Требования нового диктуются невиданными явлениями в жизни ХХ в., беспрецедентными в истории человечества. Сконцентрировавшись в середине века, бедствия достигли чудовищного апогея: многомиллионные жертвы двух мировых войн, кровавой резни гражданских войн, революций; Освенцим, Бабий яр, ГУЛАГ, Хиросима. Подсчитано, что за один день уничтожения живых людей в печах фашистских лагерей жертв было столько же, как за все Средневековье. Угроза третьей мировой войны, глобальность трагических проблем экологии, демографии, экономики. «Все обанкротилось», получив тезис Ницше «Бог умер» – как выражение гибели смысла, целесообразности во всем происходящем.
В работе Сартра «Бытие и ничто» абсурд получает философское оформление термином «ничто» (пустота, заменившая прежние истины, смысл). Абсурд, «ничто» становятся фундаментальными категориями экзистенциализма. На художественном уровне абсурд был великолепно представлен в романах Ф. Кафки (Кьёркегора, как и Сартр, он тоже читал вдумчиво).
Экзистенциалисты рассматривают себя как нравственных судей эпохи с обозначением акцента: судьи не «над», а «в» эпохе. Исходным моментом признается идея «ангажированности», причастности, завербованности (иногда они называют это «мы впутаны в Историю», мы всегда в «dans citue» – это хайдеггеровская «заброшенность» человека в мир). Их «мы» относится к каждому человеку. Утверждается ангажированность, причастность ко всему происходящему в мире. Поэтому их занимает лишь настоящее, современность. Какое бы художественное время они ни избрали (уходя в прошлое, миф), – все это иносказательные варианты животрепещущих проблем ХХ в. Современность должна явить экзистенцию новой сущности, равно как единичность человеческой судьбы призвана нести в себе философскую обобщенность, универсальность. Причастность к миру абсурда делает изображаемое под пером экзистенциалистов достойным античной трагедии.

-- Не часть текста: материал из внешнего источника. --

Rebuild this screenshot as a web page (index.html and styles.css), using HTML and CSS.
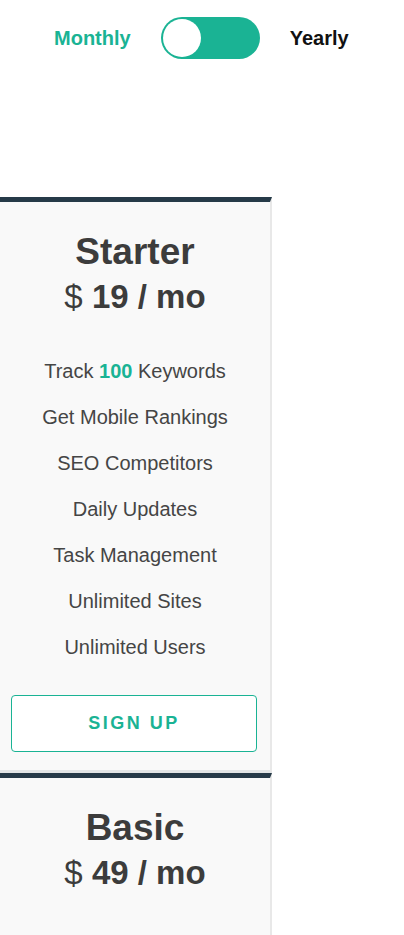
FILE: index.html
```html
<!DOCTYPE html>
<html>
<head>
<meta charset="utf-8">
<link rel="stylesheet" href="styles.css">
</head>
<body>
<div class="switcher">
  <span class="label label-active">Monthly</span>
  <span class="toggle"><span class="knob"></span></span>
  <span class="label">Yearly</span>
</div>
<div class="plans">
  <div class="card">
    <h2 class="plan-name">Starter</h2>
    <div class="price"><span class="cur">$</span> <b>19</b> <b class="per">/ mo</b></div>
    <ul class="features">
      <li>Track <b class="hl">100</b> Keywords</li>
      <li>Get Mobile Rankings</li>
      <li>SEO Competitors</li>
      <li>Daily Updates</li>
      <li>Task Management</li>
      <li>Unlimited Sites</li>
      <li>Unlimited Users</li>
    </ul>
    <a class="btn">SIGN UP</a>
  </div>
  <div class="card card-last">
    <h2 class="plan-name">Basic</h2>
    <div class="price"><span class="cur">$</span> <b>49</b> <b class="per">/ mo</b></div>
  </div>
</div>
</body>
</html>
```
FILE: styles.css
```css
html, body {
  margin: 0;
  padding: 0;
  background: #fff;
  font-family: "Liberation Sans", Arial, sans-serif;
  color: #404040;
}
.switcher {
  display: flex;
  align-items: center;
  padding: 17px 0 0 54px;
  gap: 30px;
  height: 42px;
}
.label {
  font-size: 20px;
  font-weight: bold;
  color: #111;
}
.label-active {
  color: #1ab394;
}
.toggle {
  width: 99px;
  height: 42px;
  border-radius: 21px;
  background: #1ab394;
  display: flex;
  align-items: center;
  padding: 0 2px;
  box-sizing: border-box;
}
.knob {
  width: 38px;
  height: 38px;
  border-radius: 50%;
  background: #fff;
}
.plans {
  margin-top: 138px;
  width: 272px;
}
.card {
  background: #f9f9f9;
  border-top: 5px solid #263a48;
  border-right: 2px solid #e8e8e8;
  border-bottom: 3px solid #e3e5e6;
  text-align: center;
  padding: 30px 0 18px;
}
.card-last {
  padding-bottom: 60px;
}
.plan-name {
  margin: 0;
  font-size: 37px;
  line-height: 40px;
  font-weight: bold;
  color: #3c3c3c;
}
.price {
  margin-top: 7px;
  font-size: 33px;
  line-height: 36px;
  color: #3c3c3c;
}
.price .cur {
  font-weight: normal;
}
.features {
  list-style: none;
  margin: 33px 0 0;
  padding: 0;
}
.features li {
  font-size: 20px;
  line-height: 46px;
  color: #454545;
}
.hl {
  color: #1ab394;
}
.btn {
  display: block;
  margin: 25px 13px 0 11px;
  height: 55px;
  line-height: 55px;
  border: 1px solid #1ab394;
  border-radius: 4px;
  background: #fff;
  color: #1ab394;
  font-weight: bold;
  font-size: 18px;
  letter-spacing: 2.5px;
}
```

В восприятии первоосновой является субъективность, но это не солипсизм, не идеализм субъекта в философии, равно как и в художественном творчестве, не натурализм мимезиса. Реальность неантизируется, отодвигается (что необходимо в акте рассмотрения), но в интенциональности она присутствует, в чем-то дополненная, пересозданная интуицией, зоркостью, талантом субъекта, воображением.